◆ SUPPLIED INFORMATION:

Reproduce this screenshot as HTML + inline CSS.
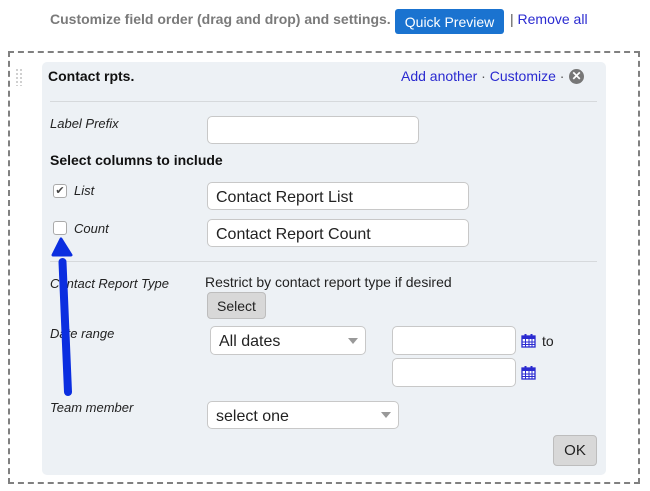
<!DOCTYPE html>
<html><head><style>
*{box-sizing:border-box}
body{margin:0;width:650px;height:491px;background:#fff;font-family:"Liberation Sans",Arial,sans-serif;position:relative;overflow:hidden}
.a{position:absolute}
.it{font-style:italic;font-size:13px;color:#222}
.inp{position:absolute;background:#fff;border:1px solid #c8c8c8;border-radius:5px;font-size:16px;color:#222;padding-left:8px;line-height:30px}
.lnk{color:#2a2ad0}
.btn{position:absolute;background:#d8d8d8;border:1px solid #bdbdbd;border-radius:4px;font-size:14px;color:#222;text-align:center}
.tri{position:absolute;width:0;height:0;border-left:5px solid transparent;border-right:5px solid transparent;border-top:6px solid #999}
</style></head><body>
<div class="a" style="left:50px;top:11px;font-size:14px;font-weight:bold;color:#7a7a7a">Customize field order (drag and drop) and settings.</div>
<div class="a" style="left:395px;top:9px;width:109px;height:25px;background:#1a73d0;border-radius:3px;color:#fff;font-size:14px;text-align:center;line-height:26px">Quick Preview</div>
<div class="a" style="left:510px;top:11px;font-size:14px;color:#555">| <span class="lnk">Remove all</span></div>
<div class="a" style="left:8px;top:51px;width:632px;height:433px;border:2px dashed #808080"></div>
<div class="a" style="left:15px;top:68px;width:8px;height:18px;background-image:radial-gradient(circle,#ccc 1px,transparent 1.2px);background-size:4px 4px"></div>
<div class="a" style="left:42px;top:62px;width:564px;height:413px;background:#edf1f5;border-radius:5px"></div>
<div class="a" style="left:48px;top:68px;font-size:14px;font-weight:bold;color:#111">Contact rpts.</div>
<div class="a" style="left:401px;top:68px;font-size:14px;color:#555"><span class="lnk">Add another</span> · <span class="lnk">Customize</span> ·</div>
<div class="a" style="left:569px;top:69px;width:15px;height:15px;border-radius:50%;background:#777;color:#fff;font-size:12px;font-weight:bold;text-align:center;line-height:15px">✕</div>
<div class="a" style="left:50px;top:101px;width:547px;height:1px;background:#d6d9dc"></div>
<div class="a it" style="left:50px;top:116px">Label Prefix</div>
<div class="inp" style="left:207px;top:116px;width:212px;height:28px"></div>
<div class="a" style="left:50px;top:152px;font-size:14px;font-weight:bold;color:#111">Select columns to include</div>
<div class="a" style="left:53px;top:184px;width:14px;height:14px;border:1px solid #aaa;border-radius:3px;background:#fff;font-size:11px;line-height:12px;text-align:center;color:#444">✔</div>
<div class="a it" style="left:74px;top:183px">List</div>
<div class="inp" style="left:207px;top:182px;width:262px;height:28px">Contact Report List</div>
<div class="a" style="left:53px;top:221px;width:14px;height:14px;border:1px solid #aaa;border-radius:3px;background:#fff"></div>
<div class="a it" style="left:74px;top:221px">Count</div>
<div class="inp" style="left:207px;top:219px;width:262px;height:28px">Contact Report Count</div>
<div class="a" style="left:50px;top:261px;width:547px;height:1px;background:#d6d9dc"></div>
<div class="a it" style="left:50px;top:276px">Contact Report Type</div>
<div class="a" style="left:205px;top:274px;font-size:14px;color:#222">Restrict by contact report type if desired</div>
<div class="btn" style="left:207px;top:292px;width:59px;height:27px;line-height:26px">Select</div>
<div class="a it" style="left:50px;top:326px">Date range</div>
<div class="inp" style="left:210px;top:326px;width:156px;height:29px">All dates</div><div class="tri" style="left:348px;top:338px"></div>
<div class="inp" style="left:392px;top:326px;width:124px;height:29px"></div>
<div class="inp" style="left:392px;top:358px;width:124px;height:29px"></div>
<svg class="a" style="left:521px;top:334px" width="15" height="14"><rect x="1" y="2" width="13" height="11" fill="#fff" stroke="#2a2ad0" stroke-width="1.3"/><rect x="1" y="2" width="13" height="3" fill="#2a2ad0"/><path d="M1 8H14M1 10.5H14M4.5 5V13M8 5V13M11 5V13" stroke="#2a2ad0" stroke-width="1"/><rect x="3.5" y="0" width="2" height="3" fill="#2a2ad0"/><rect x="9.5" y="0" width="2" height="3" fill="#2a2ad0"/></svg>
<div class="a" style="left:542px;top:333px;font-size:14px;color:#222">to</div>
<svg class="a" style="left:521px;top:366px" width="15" height="14"><rect x="1" y="2" width="13" height="11" fill="#fff" stroke="#2a2ad0" stroke-width="1.3"/><rect x="1" y="2" width="13" height="3" fill="#2a2ad0"/><path d="M1 8H14M1 10.5H14M4.5 5V13M8 5V13M11 5V13" stroke="#2a2ad0" stroke-width="1"/><rect x="3.5" y="0" width="2" height="3" fill="#2a2ad0"/><rect x="9.5" y="0" width="2" height="3" fill="#2a2ad0"/></svg>
<div class="a it" style="left:50px;top:400px">Team member</div>
<div class="inp" style="left:207px;top:401px;width:192px;height:28px">select one</div><div class="tri" style="left:381px;top:412px"></div>
<div class="btn" style="left:553px;top:435px;width:44px;height:31px;line-height:30px;font-size:15px">OK</div>
<svg class="a" style="left:0;top:0" width="650" height="491"><path d="M68 392 L62.5 262" stroke="#0b2ee0" stroke-width="8" stroke-linecap="round" fill="none"/><path d="M53 255 L61 239 L71 255 Z" fill="#0b2ee0" stroke="#0b2ee0" stroke-width="3" stroke-linejoin="round"/></svg>
</body></html>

◆ REQUEST:
Ignore the images and quote every line of the listing exactly.

◆ OUTPUT BELOW:
Reproduce this screenshot as HTML + inline CSS.
<!DOCTYPE html>
<html><head><style>
*{box-sizing:border-box}
body{margin:0;width:650px;height:491px;background:#fff;font-family:"Liberation Sans",Arial,sans-serif;position:relative;overflow:hidden}
.a{position:absolute}
.it{font-style:italic;font-size:13px;color:#222}
.inp{position:absolute;background:#fff;border:1px solid #c8c8c8;border-radius:5px;font-size:16px;color:#222;padding-left:8px;line-height:30px}
.lnk{color:#2a2ad0}
.btn{position:absolute;background:#d8d8d8;border:1px solid #bdbdbd;border-radius:4px;font-size:14px;color:#222;text-align:center}
.tri{position:absolute;width:0;height:0;border-left:5px solid transparent;border-right:5px solid transparent;border-top:6px solid #999}
</style></head><body>
<div class="a" style="left:50px;top:11px;font-size:14px;font-weight:bold;color:#7a7a7a">Customize field order (drag and drop) and settings.</div>
<div class="a" style="left:395px;top:9px;width:109px;height:25px;background:#1a73d0;border-radius:3px;color:#fff;font-size:14px;text-align:center;line-height:26px">Quick Preview</div>
<div class="a" style="left:510px;top:11px;font-size:14px;color:#555">| <span class="lnk">Remove all</span></div>
<div class="a" style="left:8px;top:51px;width:632px;height:433px;border:2px dashed #808080"></div>
<div class="a" style="left:15px;top:68px;width:8px;height:18px;background-image:radial-gradient(circle,#ccc 1px,transparent 1.2px);background-size:4px 4px"></div>
<div class="a" style="left:42px;top:62px;width:564px;height:413px;background:#edf1f5;border-radius:5px"></div>
<div class="a" style="left:48px;top:68px;font-size:14px;font-weight:bold;color:#111">Contact rpts.</div>
<div class="a" style="left:401px;top:68px;font-size:14px;color:#555"><span class="lnk">Add another</span> · <span class="lnk">Customize</span> ·</div>
<div class="a" style="left:569px;top:69px;width:15px;height:15px;border-radius:50%;background:#777;color:#fff;font-size:12px;font-weight:bold;text-align:center;line-height:15px">✕</div>
<div class="a" style="left:50px;top:101px;width:547px;height:1px;background:#d6d9dc"></div>
<div class="a it" style="left:50px;top:116px">Label Prefix</div>
<div class="inp" style="left:207px;top:116px;width:212px;height:28px"></div>
<div class="a" style="left:50px;top:152px;font-size:14px;font-weight:bold;color:#111">Select columns to include</div>
<div class="a" style="left:53px;top:184px;width:14px;height:14px;border:1px solid #aaa;border-radius:3px;background:#fff;font-size:11px;line-height:12px;text-align:center;color:#444">✔</div>
<div class="a it" style="left:74px;top:183px">List</div>
<div class="inp" style="left:207px;top:182px;width:262px;height:28px">Contact Report List</div>
<div class="a" style="left:53px;top:221px;width:14px;height:14px;border:1px solid #aaa;border-radius:3px;background:#fff"></div>
<div class="a it" style="left:74px;top:221px">Count</div>
<div class="inp" style="left:207px;top:219px;width:262px;height:28px">Contact Report Count</div>
<div class="a" style="left:50px;top:261px;width:547px;height:1px;background:#d6d9dc"></div>
<div class="a it" style="left:50px;top:276px">Contact Report Type</div>
<div class="a" style="left:205px;top:274px;font-size:14px;color:#222">Restrict by contact report type if desired</div>
<div class="btn" style="left:207px;top:292px;width:59px;height:27px;line-height:26px">Select</div>
<div class="a it" style="left:50px;top:326px">Date range</div>
<div class="inp" style="left:210px;top:326px;width:156px;height:29px">All dates</div><div class="tri" style="left:348px;top:338px"></div>
<div class="inp" style="left:392px;top:326px;width:124px;height:29px"></div>
<div class="inp" style="left:392px;top:358px;width:124px;height:29px"></div>
<svg class="a" style="left:521px;top:334px" width="15" height="14"><rect x="1" y="2" width="13" height="11" fill="#fff" stroke="#2a2ad0" stroke-width="1.3"/><rect x="1" y="2" width="13" height="3" fill="#2a2ad0"/><path d="M1 8H14M1 10.5H14M4.5 5V13M8 5V13M11 5V13" stroke="#2a2ad0" stroke-width="1"/><rect x="3.5" y="0" width="2" height="3" fill="#2a2ad0"/><rect x="9.5" y="0" width="2" height="3" fill="#2a2ad0"/></svg>
<div class="a" style="left:542px;top:333px;font-size:14px;color:#222">to</div>
<svg class="a" style="left:521px;top:366px" width="15" height="14"><rect x="1" y="2" width="13" height="11" fill="#fff" stroke="#2a2ad0" stroke-width="1.3"/><rect x="1" y="2" width="13" height="3" fill="#2a2ad0"/><path d="M1 8H14M1 10.5H14M4.5 5V13M8 5V13M11 5V13" stroke="#2a2ad0" stroke-width="1"/><rect x="3.5" y="0" width="2" height="3" fill="#2a2ad0"/><rect x="9.5" y="0" width="2" height="3" fill="#2a2ad0"/></svg>
<div class="a it" style="left:50px;top:400px">Team member</div>
<div class="inp" style="left:207px;top:401px;width:192px;height:28px">select one</div><div class="tri" style="left:381px;top:412px"></div>
<div class="btn" style="left:553px;top:435px;width:44px;height:31px;line-height:30px;font-size:15px">OK</div>
<svg class="a" style="left:0;top:0" width="650" height="491"><path d="M68 392 L62.5 262" stroke="#0b2ee0" stroke-width="8" stroke-linecap="round" fill="none"/><path d="M53 255 L61 239 L71 255 Z" fill="#0b2ee0" stroke="#0b2ee0" stroke-width="3" stroke-linejoin="round"/></svg>
</body></html>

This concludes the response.